When even Katie Couric is complaining about your highly publicized sexualized photo shoot because her kids watch the show, you know there's a problem:
Speaking only for herself, actress Dianna Agron said she's sorry about some aspects of GQ's recent racy "Glee" spread.It's an increasingly growing phenonemon in Hollyweird: Girls Gone Wild wannabee porn stars with no morals or values posing as "professional actresses".
"If you are hurt or these photos make you uncomfortable, it was never our intention," Agron wrote on her Tumblr blog, noting that "Glee" is not the first pop phenomenon to push this particular envelope.
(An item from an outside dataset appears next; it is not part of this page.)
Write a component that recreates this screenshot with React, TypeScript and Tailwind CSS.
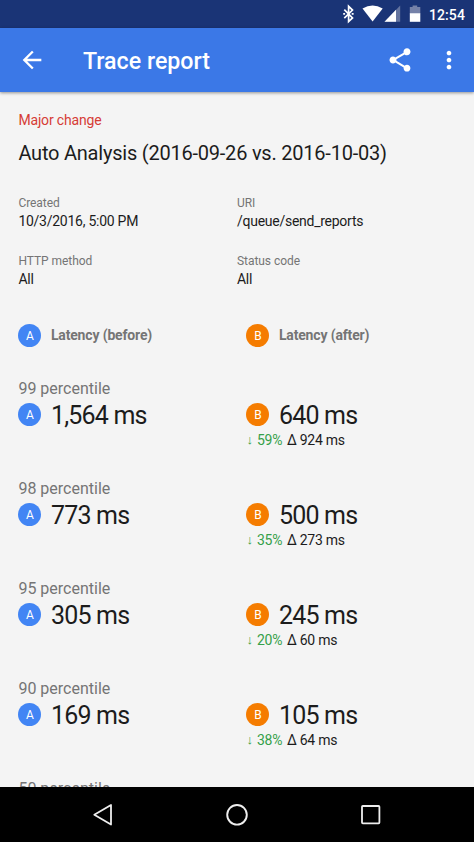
import React from "react";

type Measurement = {
  percentile: number;
  before: string;
  after: string;
  change: string;
  delta: string;
};

const measurements: Measurement[] = [
  { percentile: 99, before: "1,564", after: "640", change: "59%", delta: "924" },
  { percentile: 98, before: "773", after: "500", change: "35%", delta: "273" },
  { percentile: 95, before: "305", after: "245", change: "20%", delta: "60" },
  { percentile: 90, before: "169", after: "105", change: "38%", delta: "64" },
];

const details = [
  { label: "Created", value: "10/3/2016, 5:00 PM" },
  { label: "URI", value: "/queue/send_reports" },
  { label: "HTTP method", value: "All" },
  { label: "Status code", value: "All" },
];

const Badge: React.FC<{ letter: "A" | "B" }> = ({ letter }) => (
  <span
    className={`flex h-[23px] w-[23px] shrink-0 items-center justify-center rounded-full pt-px text-[12px] leading-none font-normal tracking-normal text-white ${
      letter === "A" ? "bg-[#4285f4]" : "bg-[#f57c00]"
    }`}
  >
    {letter}
  </span>
);

const StatusBar: React.FC = () => (
  <div className="flex h-7 shrink-0 items-center justify-end bg-[#1a3476] pr-[9px] text-white">
    <svg width="88" height="28" viewBox="0 0 88 28" className="mr-[3px]">
      {/* Bluetooth */}
      <path
        d="M6.3 9.6l8.2 8.3-3.9 3.6V6.3l3.9 3.8-8.2 8"
        fill="none"
        stroke="currentColor"
        strokeWidth="1.7"
      />
      <path d="M5.2 12.9h1.9v1.9H5.2zM13.7 12.9h1.9v1.9h-1.9z" fill="currentColor" />
      {/* Wifi */}
      <path d="M24.5 8.6Q34.6 2.2 44.7 8.6L34.6 21.4z" fill="currentColor" />
      {/* Signal */}
      <path d="M62.2 5.4v16.4H46.5z" fill="#64749f" />
      <path d="M58 9.8v12H46.5z" fill="currentColor" />
      {/* Battery */}
      <path d="M74.6 5.4h4.6v1.7h3.1v6.3H71.8V7.1h2.8z" fill="#7581a8" />
      <path d="M71.8 13.2h10.5v8.6H71.8z" fill="currentColor" />
    </svg>
    <span className="pt-px text-[14px] leading-7 font-medium tracking-[0.1px]">12:54</span>
  </div>
);

const AppBar: React.FC = () => (
  <header className="z-10 flex h-16 shrink-0 items-center bg-[#3b78e7] text-white shadow-[0_1px_3px_rgba(0,0,0,0.4)]">
    <button className="ml-[18px] h-7 w-7" aria-label="Back">
      <svg width="28" height="28" viewBox="0 0 24 24" fill="currentColor">
        <path d="M20 11H7.83l5.59-5.59L12 4l-8 8 8 8 1.41-1.41L7.83 13H20v-2z" />
      </svg>
    </button>
    <h1 className="ml-[37px] pt-0.5 text-[23.2px] leading-8 font-medium">Trace report</h1>
    <button className="ml-auto h-7 w-7" aria-label="Share">
      <svg width="28" height="28" viewBox="0 0 24 24" fill="currentColor">
        <path d="M18 16.08c-.76 0-1.44.3-1.96.77L8.91 12.7c.05-.23.09-.46.09-.7s-.04-.47-.09-.7l7.05-4.11c.54.5 1.25.81 2.04.81 1.66 0 3-1.34 3-3s-1.34-3-3-3-3 1.34-3 3c0 .24.04.47.09.7L8.04 9.81C7.5 9.31 6.79 9 6 9c-1.66 0-3 1.34-3 3s1.34 3 3 3c.79 0 1.5-.31 2.04-.81l7.12 4.16c-.05.21-.08.43-.08.65 0 1.61 1.31 2.92 2.92 2.92 1.61 0 2.92-1.31 2.92-2.92s-1.31-2.92-2.92-2.92z" />
      </svg>
    </button>
    <button className="mr-[11px] ml-[21px] h-7 w-7" aria-label="More">
      <svg width="28" height="28" viewBox="0 0 24 24" fill="currentColor">
        <path d="M12 8c1.1 0 2-.9 2-2s-.9-2-2-2-2 .9-2 2 .9 2 2 2zm0 2c-1.1 0-2 .9-2 2s.9 2 2 2 2-.9 2-2-.9-2-2-2zm0 6c-1.1 0-2 .9-2 2s.9 2 2 2 2-.9 2-2-.9-2-2-2z" />
      </svg>
    </button>
  </header>
);

const MeasurementRow: React.FC<{ item: Measurement }> = ({ item }) => (
  <section className="h-[100px]">
    <h3 className="text-[16px] leading-5 text-[#757575]">{item.percentile} percentile</h3>
    <div className="grid grid-cols-[228px_1fr]">
      <div className="flex h-[31px] items-center gap-[9.5px]">
        <Badge letter="A" />
        <span className="pt-1 text-[25px] leading-7 tracking-[-0.8px]">{item.before} ms</span>
      </div>
      <div>
        <div className="flex h-[31px] items-center gap-[9.5px]">
          <Badge letter="B" />
          <span className="pt-1 text-[25px] leading-7 tracking-[-0.8px]">{item.after} ms</span>
        </div>
        <p className="mt-px flex text-[14px] leading-[18px] tracking-[-0.25px]">
          <span className="w-[10.5px] font-['Liberation_Serif',serif] text-[13px] text-[#35a049]">↓</span>
          <span className="w-[30px] text-[#35a049]">{item.change}</span>
          <span>Δ {item.delta} ms</span>
        </p>
      </div>
    </div>
  </section>
);

const NavigationBar: React.FC = () => (
  <nav className="flex h-[55px] shrink-0 items-center justify-center gap-[106px] bg-black text-[#eee]">
    <svg width="28" height="28" viewBox="0 0 28 28" fill="none" stroke="currentColor" strokeWidth="1.8">
      <path d="M22 4v19.5L5.3 13.8z" strokeLinejoin="round" />
    </svg>
    <svg width="28" height="28" viewBox="0 0 28 28" fill="none" stroke="currentColor" strokeWidth="1.9">
      <circle cx="14" cy="13.8" r="9.8" />
    </svg>
    <svg width="28" height="28" viewBox="0 0 28 28" fill="none" stroke="currentColor" strokeWidth="1.8">
      <rect x="5" y="5" width="17.4" height="17.4" rx="0.8" />
    </svg>
  </nav>
);

const App: React.FC = () => {
  return (
    <div className="flex h-[842px] w-[474px] flex-col overflow-hidden bg-[#f4f4f4] font-['Roboto',sans-serif] text-[#1c1c1c]">
      <StatusBar />
      <AppBar />
      <main className="min-h-0 flex-1 overflow-hidden pt-[18px] pl-[18.4px]">
        <p className="text-[14px] leading-5 tracking-[-0.17px] text-[#d63c36]">Major change</p>
        <h2 className="mt-2 pt-px text-[20px] leading-7 tracking-[-0.22px]">
          Auto Analysis (2016-09-26 vs. 2016-10-03)
        </h2>

        <dl className="mt-[27px] grid grid-cols-[218.6px_1fr] gap-y-[21px]">
          {details.map((detail) => (
            <div key={detail.label}>
              <dt className="text-[12px] leading-[18px] tracking-[-0.05px] text-[#757575]">{detail.label}</dt>
              <dd className="pb-px text-[14px] leading-[18px] tracking-[-0.26px]">{detail.value}</dd>
            </div>
          ))}
        </dl>

        <div className="mt-[34.5px] grid grid-cols-[228px_1fr] text-[14px] leading-[23px] font-bold tracking-[-0.16px] text-[#757575]">
          <div className="flex items-center gap-[9.5px]">
            <Badge letter="A" />
            <span>Latency (before)</span>
          </div>
          <div className="flex items-center gap-[9.5px]">
            <Badge letter="B" />
            <span>Latency (after)</span>
          </div>
        </div>

        <div className="mt-8">
          {measurements.map((item) => (
            <MeasurementRow key={item.percentile} item={item} />
          ))}
          <h3 className="text-[16px] leading-5 text-[#757575]">50 percentile</h3>
        </div>
      </main>
      <NavigationBar />
    </div>
  );
};

export default App;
"And if your eight-year-old has a copy of our GQ cover in hand, again I am sorry," she said. "But I would have to ask, how on earth did it get there?"
Agron, whose cheerleader character, Quinn, closed out the first season by giving birth in scenes intercut with a group performance of "Bohemian Rhapsody," admitted that the show's rooting-for-the-underdog sensibility wasn't echoed in the GQ photos and noted that although the concept of the shoot wasn't her favorite idea, she "didn't walk away."
The Parents Television Council, in a statement from president Tim Winter, criticized the cover and spread Wednesday for hypersexualizing actresses who play high-school age students, saying the shoot with a high school backdrop "borders on pedophilia."